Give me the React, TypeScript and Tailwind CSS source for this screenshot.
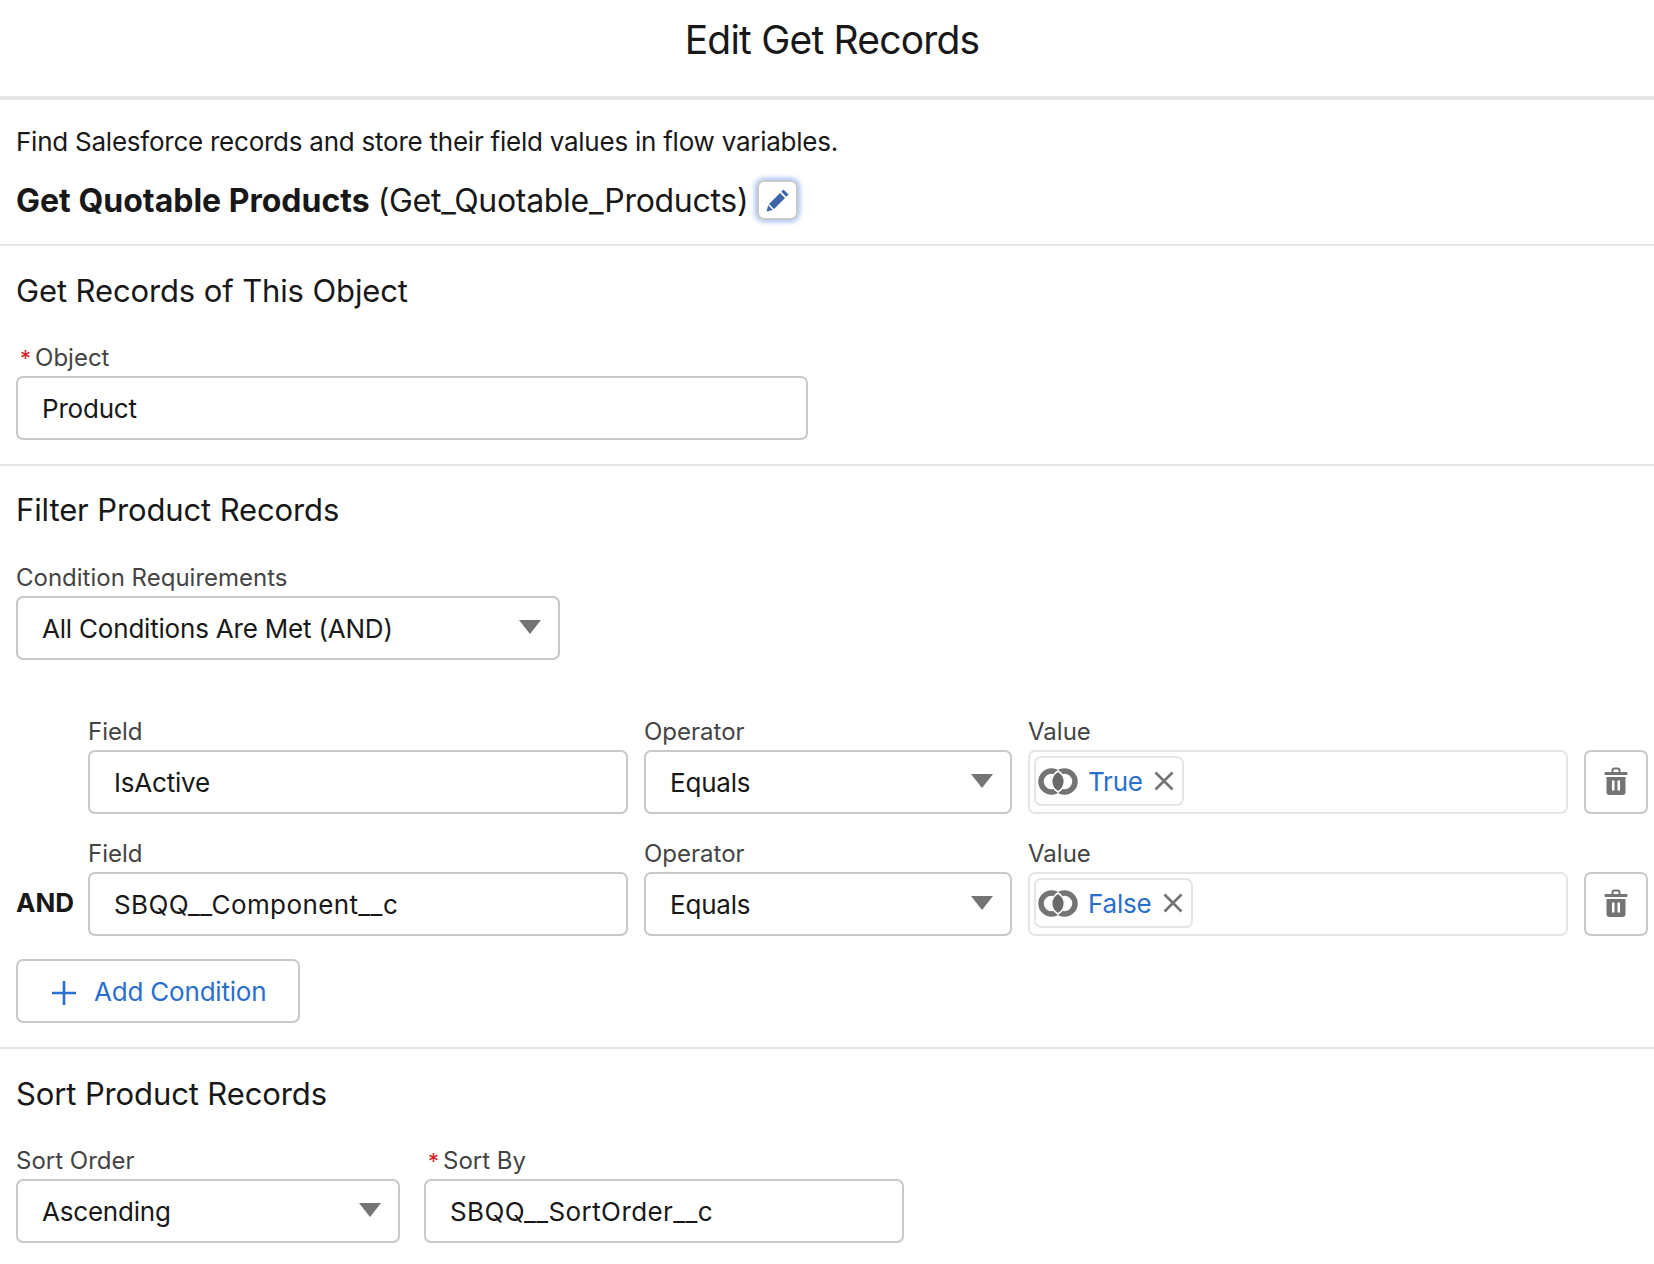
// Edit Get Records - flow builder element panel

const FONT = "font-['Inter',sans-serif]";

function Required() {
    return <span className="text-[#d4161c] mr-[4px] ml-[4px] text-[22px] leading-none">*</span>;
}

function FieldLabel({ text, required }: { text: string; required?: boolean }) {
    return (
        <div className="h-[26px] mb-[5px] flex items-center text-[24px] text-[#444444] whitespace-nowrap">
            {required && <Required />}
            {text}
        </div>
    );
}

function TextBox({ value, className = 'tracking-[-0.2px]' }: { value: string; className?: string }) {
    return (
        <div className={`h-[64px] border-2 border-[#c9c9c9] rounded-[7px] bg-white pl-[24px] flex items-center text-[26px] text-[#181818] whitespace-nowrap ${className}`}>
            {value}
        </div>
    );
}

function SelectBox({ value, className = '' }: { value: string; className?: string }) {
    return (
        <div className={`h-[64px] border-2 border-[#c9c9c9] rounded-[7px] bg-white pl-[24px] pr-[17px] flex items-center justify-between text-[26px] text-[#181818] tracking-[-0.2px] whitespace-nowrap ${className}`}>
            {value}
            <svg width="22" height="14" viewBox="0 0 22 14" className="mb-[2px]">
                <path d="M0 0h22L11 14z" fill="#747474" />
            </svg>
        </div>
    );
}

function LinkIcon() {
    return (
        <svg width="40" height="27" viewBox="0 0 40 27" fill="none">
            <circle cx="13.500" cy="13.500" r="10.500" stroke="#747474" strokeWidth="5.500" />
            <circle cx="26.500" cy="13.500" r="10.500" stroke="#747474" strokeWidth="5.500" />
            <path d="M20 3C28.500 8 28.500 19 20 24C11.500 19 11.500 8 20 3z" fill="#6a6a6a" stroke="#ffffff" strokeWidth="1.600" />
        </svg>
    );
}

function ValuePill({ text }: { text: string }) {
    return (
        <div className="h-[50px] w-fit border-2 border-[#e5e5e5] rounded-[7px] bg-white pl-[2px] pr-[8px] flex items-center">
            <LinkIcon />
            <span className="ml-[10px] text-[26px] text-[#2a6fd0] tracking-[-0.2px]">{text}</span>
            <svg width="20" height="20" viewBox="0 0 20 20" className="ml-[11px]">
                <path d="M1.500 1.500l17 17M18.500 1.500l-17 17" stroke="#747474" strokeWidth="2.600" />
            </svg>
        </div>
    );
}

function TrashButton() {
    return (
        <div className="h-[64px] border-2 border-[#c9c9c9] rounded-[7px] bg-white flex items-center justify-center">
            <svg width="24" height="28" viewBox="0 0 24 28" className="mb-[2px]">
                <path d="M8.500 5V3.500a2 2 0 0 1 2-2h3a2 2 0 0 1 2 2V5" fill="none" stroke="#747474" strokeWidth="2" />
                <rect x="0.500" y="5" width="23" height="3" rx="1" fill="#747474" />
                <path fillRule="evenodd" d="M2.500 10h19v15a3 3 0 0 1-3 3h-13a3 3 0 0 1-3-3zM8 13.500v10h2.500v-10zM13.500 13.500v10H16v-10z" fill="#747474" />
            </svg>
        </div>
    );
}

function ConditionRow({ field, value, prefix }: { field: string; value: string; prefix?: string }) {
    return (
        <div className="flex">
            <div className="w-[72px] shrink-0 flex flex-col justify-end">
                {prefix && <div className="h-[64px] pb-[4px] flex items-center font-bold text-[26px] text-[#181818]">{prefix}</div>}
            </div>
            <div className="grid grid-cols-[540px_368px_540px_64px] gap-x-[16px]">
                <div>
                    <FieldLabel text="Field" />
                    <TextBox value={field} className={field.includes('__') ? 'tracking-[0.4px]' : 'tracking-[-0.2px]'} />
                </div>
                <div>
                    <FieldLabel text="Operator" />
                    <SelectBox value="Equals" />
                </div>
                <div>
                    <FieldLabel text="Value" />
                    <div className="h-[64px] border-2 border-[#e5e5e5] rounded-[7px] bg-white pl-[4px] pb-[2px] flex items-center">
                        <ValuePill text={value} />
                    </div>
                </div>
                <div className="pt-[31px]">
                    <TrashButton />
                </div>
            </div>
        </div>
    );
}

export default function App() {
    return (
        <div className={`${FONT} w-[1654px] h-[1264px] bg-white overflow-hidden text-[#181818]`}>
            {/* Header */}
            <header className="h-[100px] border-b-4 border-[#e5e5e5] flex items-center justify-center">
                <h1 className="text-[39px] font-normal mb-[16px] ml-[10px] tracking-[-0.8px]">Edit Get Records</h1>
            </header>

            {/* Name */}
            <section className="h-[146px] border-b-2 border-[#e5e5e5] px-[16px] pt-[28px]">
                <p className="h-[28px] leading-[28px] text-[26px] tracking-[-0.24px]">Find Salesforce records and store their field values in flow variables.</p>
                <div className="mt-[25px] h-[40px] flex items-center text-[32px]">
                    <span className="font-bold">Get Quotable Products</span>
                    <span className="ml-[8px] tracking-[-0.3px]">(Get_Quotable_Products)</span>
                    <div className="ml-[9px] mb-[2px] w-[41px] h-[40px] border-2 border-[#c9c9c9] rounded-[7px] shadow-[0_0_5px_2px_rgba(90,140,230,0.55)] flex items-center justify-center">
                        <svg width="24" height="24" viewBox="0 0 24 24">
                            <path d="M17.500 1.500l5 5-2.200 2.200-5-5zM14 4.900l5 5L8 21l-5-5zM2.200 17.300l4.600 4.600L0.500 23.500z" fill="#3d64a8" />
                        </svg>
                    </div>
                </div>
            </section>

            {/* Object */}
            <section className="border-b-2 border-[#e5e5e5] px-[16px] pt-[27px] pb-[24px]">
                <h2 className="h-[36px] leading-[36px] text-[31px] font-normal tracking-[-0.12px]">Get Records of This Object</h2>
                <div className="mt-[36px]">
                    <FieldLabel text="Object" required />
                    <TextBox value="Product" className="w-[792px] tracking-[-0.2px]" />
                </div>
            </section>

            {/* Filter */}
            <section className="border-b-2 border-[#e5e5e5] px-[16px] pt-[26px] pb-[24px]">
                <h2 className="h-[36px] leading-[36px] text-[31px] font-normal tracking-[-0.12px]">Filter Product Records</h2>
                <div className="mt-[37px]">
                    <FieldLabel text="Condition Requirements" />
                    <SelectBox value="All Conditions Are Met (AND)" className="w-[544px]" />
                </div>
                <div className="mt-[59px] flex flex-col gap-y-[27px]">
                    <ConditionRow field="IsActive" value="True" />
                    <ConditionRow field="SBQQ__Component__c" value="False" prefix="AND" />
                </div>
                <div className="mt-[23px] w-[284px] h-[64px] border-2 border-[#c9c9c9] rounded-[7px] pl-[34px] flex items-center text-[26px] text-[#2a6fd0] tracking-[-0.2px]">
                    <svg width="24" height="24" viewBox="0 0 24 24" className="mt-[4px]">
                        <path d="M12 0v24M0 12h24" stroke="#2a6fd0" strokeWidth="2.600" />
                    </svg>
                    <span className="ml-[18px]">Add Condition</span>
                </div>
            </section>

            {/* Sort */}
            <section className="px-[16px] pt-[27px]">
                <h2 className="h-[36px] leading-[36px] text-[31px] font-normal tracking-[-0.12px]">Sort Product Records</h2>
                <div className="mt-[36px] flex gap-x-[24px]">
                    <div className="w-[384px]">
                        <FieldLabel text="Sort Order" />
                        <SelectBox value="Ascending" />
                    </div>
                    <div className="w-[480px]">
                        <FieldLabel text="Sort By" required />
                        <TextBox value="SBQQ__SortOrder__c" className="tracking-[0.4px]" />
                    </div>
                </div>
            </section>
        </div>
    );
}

Directions: Images should not appear in the copy; retype the listing above exactly.

Finished task:
Give me the React, TypeScript and Tailwind CSS source for this screenshot.
// Edit Get Records - flow builder element panel

const FONT = "font-['Inter',sans-serif]";

function Required() {
    return <span className="text-[#d4161c] mr-[4px] ml-[4px] text-[22px] leading-none">*</span>;
}

function FieldLabel({ text, required }: { text: string; required?: boolean }) {
    return (
        <div className="h-[26px] mb-[5px] flex items-center text-[24px] text-[#444444] whitespace-nowrap">
            {required && <Required />}
            {text}
        </div>
    );
}

function TextBox({ value, className = 'tracking-[-0.2px]' }: { value: string; className?: string }) {
    return (
        <div className={`h-[64px] border-2 border-[#c9c9c9] rounded-[7px] bg-white pl-[24px] flex items-center text-[26px] text-[#181818] whitespace-nowrap ${className}`}>
            {value}
        </div>
    );
}

function SelectBox({ value, className = '' }: { value: string; className?: string }) {
    return (
        <div className={`h-[64px] border-2 border-[#c9c9c9] rounded-[7px] bg-white pl-[24px] pr-[17px] flex items-center justify-between text-[26px] text-[#181818] tracking-[-0.2px] whitespace-nowrap ${className}`}>
            {value}
            <svg width="22" height="14" viewBox="0 0 22 14" className="mb-[2px]">
                <path d="M0 0h22L11 14z" fill="#747474" />
            </svg>
        </div>
    );
}

function LinkIcon() {
    return (
        <svg width="40" height="27" viewBox="0 0 40 27" fill="none">
            <circle cx="13.500" cy="13.500" r="10.500" stroke="#747474" strokeWidth="5.500" />
            <circle cx="26.500" cy="13.500" r="10.500" stroke="#747474" strokeWidth="5.500" />
            <path d="M20 3C28.500 8 28.500 19 20 24C11.500 19 11.500 8 20 3z" fill="#6a6a6a" stroke="#ffffff" strokeWidth="1.600" />
        </svg>
    );
}

function ValuePill({ text }: { text: string }) {
    return (
        <div className="h-[50px] w-fit border-2 border-[#e5e5e5] rounded-[7px] bg-white pl-[2px] pr-[8px] flex items-center">
            <LinkIcon />
            <span className="ml-[10px] text-[26px] text-[#2a6fd0] tracking-[-0.2px]">{text}</span>
            <svg width="20" height="20" viewBox="0 0 20 20" className="ml-[11px]">
                <path d="M1.500 1.500l17 17M18.500 1.500l-17 17" stroke="#747474" strokeWidth="2.600" />
            </svg>
        </div>
    );
}

function TrashButton() {
    return (
        <div className="h-[64px] border-2 border-[#c9c9c9] rounded-[7px] bg-white flex items-center justify-center">
            <svg width="24" height="28" viewBox="0 0 24 28" className="mb-[2px]">
                <path d="M8.500 5V3.500a2 2 0 0 1 2-2h3a2 2 0 0 1 2 2V5" fill="none" stroke="#747474" strokeWidth="2" />
                <rect x="0.500" y="5" width="23" height="3" rx="1" fill="#747474" />
                <path fillRule="evenodd" d="M2.500 10h19v15a3 3 0 0 1-3 3h-13a3 3 0 0 1-3-3zM8 13.500v10h2.500v-10zM13.500 13.500v10H16v-10z" fill="#747474" />
            </svg>
        </div>
    );
}

function ConditionRow({ field, value, prefix }: { field: string; value: string; prefix?: string }) {
    return (
        <div className="flex">
            <div className="w-[72px] shrink-0 flex flex-col justify-end">
                {prefix && <div className="h-[64px] pb-[4px] flex items-center font-bold text-[26px] text-[#181818]">{prefix}</div>}
            </div>
            <div className="grid grid-cols-[540px_368px_540px_64px] gap-x-[16px]">
                <div>
                    <FieldLabel text="Field" />
                    <TextBox value={field} className={field.includes('__') ? 'tracking-[0.4px]' : 'tracking-[-0.2px]'} />
                </div>
                <div>
                    <FieldLabel text="Operator" />
                    <SelectBox value="Equals" />
                </div>
                <div>
                    <FieldLabel text="Value" />
                    <div className="h-[64px] border-2 border-[#e5e5e5] rounded-[7px] bg-white pl-[4px] pb-[2px] flex items-center">
                        <ValuePill text={value} />
                    </div>
                </div>
                <div className="pt-[31px]">
                    <TrashButton />
                </div>
            </div>
        </div>
    );
}

export default function App() {
    return (
        <div className={`${FONT} w-[1654px] h-[1264px] bg-white overflow-hidden text-[#181818]`}>
            {/* Header */}
            <header className="h-[100px] border-b-4 border-[#e5e5e5] flex items-center justify-center">
                <h1 className="text-[39px] font-normal mb-[16px] ml-[10px] tracking-[-0.8px]">Edit Get Records</h1>
            </header>

            {/* Name */}
            <section className="h-[146px] border-b-2 border-[#e5e5e5] px-[16px] pt-[28px]">
                <p className="h-[28px] leading-[28px] text-[26px] tracking-[-0.24px]">Find Salesforce records and store their field values in flow variables.</p>
                <div className="mt-[25px] h-[40px] flex items-center text-[32px]">
                    <span className="font-bold">Get Quotable Products</span>
                    <span className="ml-[8px] tracking-[-0.3px]">(Get_Quotable_Products)</span>
                    <div className="ml-[9px] mb-[2px] w-[41px] h-[40px] border-2 border-[#c9c9c9] rounded-[7px] shadow-[0_0_5px_2px_rgba(90,140,230,0.55)] flex items-center justify-center">
                        <svg width="24" height="24" viewBox="0 0 24 24">
                            <path d="M17.500 1.500l5 5-2.200 2.200-5-5zM14 4.900l5 5L8 21l-5-5zM2.200 17.300l4.600 4.600L0.500 23.500z" fill="#3d64a8" />
                        </svg>
                    </div>
                </div>
            </section>

            {/* Object */}
            <section className="border-b-2 border-[#e5e5e5] px-[16px] pt-[27px] pb-[24px]">
                <h2 className="h-[36px] leading-[36px] text-[31px] font-normal tracking-[-0.12px]">Get Records of This Object</h2>
                <div className="mt-[36px]">
                    <FieldLabel text="Object" required />
                    <TextBox value="Product" className="w-[792px] tracking-[-0.2px]" />
                </div>
            </section>

            {/* Filter */}
            <section className="border-b-2 border-[#e5e5e5] px-[16px] pt-[26px] pb-[24px]">
                <h2 className="h-[36px] leading-[36px] text-[31px] font-normal tracking-[-0.12px]">Filter Product Records</h2>
                <div className="mt-[37px]">
                    <FieldLabel text="Condition Requirements" />
                    <SelectBox value="All Conditions Are Met (AND)" className="w-[544px]" />
                </div>
                <div className="mt-[59px] flex flex-col gap-y-[27px]">
                    <ConditionRow field="IsActive" value="True" />
                    <ConditionRow field="SBQQ__Component__c" value="False" prefix="AND" />
                </div>
                <div className="mt-[23px] w-[284px] h-[64px] border-2 border-[#c9c9c9] rounded-[7px] pl-[34px] flex items-center text-[26px] text-[#2a6fd0] tracking-[-0.2px]">
                    <svg width="24" height="24" viewBox="0 0 24 24" className="mt-[4px]">
                        <path d="M12 0v24M0 12h24" stroke="#2a6fd0" strokeWidth="2.600" />
                    </svg>
                    <span className="ml-[18px]">Add Condition</span>
                </div>
            </section>

            {/* Sort */}
            <section className="px-[16px] pt-[27px]">
                <h2 className="h-[36px] leading-[36px] text-[31px] font-normal tracking-[-0.12px]">Sort Product Records</h2>
                <div className="mt-[36px] flex gap-x-[24px]">
                    <div className="w-[384px]">
                        <FieldLabel text="Sort Order" />
                        <SelectBox value="Ascending" />
                    </div>
                    <div className="w-[480px]">
                        <FieldLabel text="Sort By" required />
                        <TextBox value="SBQQ__SortOrder__c" className="tracking-[0.4px]" />
                    </div>
                </div>
            </section>
        </div>
    );
}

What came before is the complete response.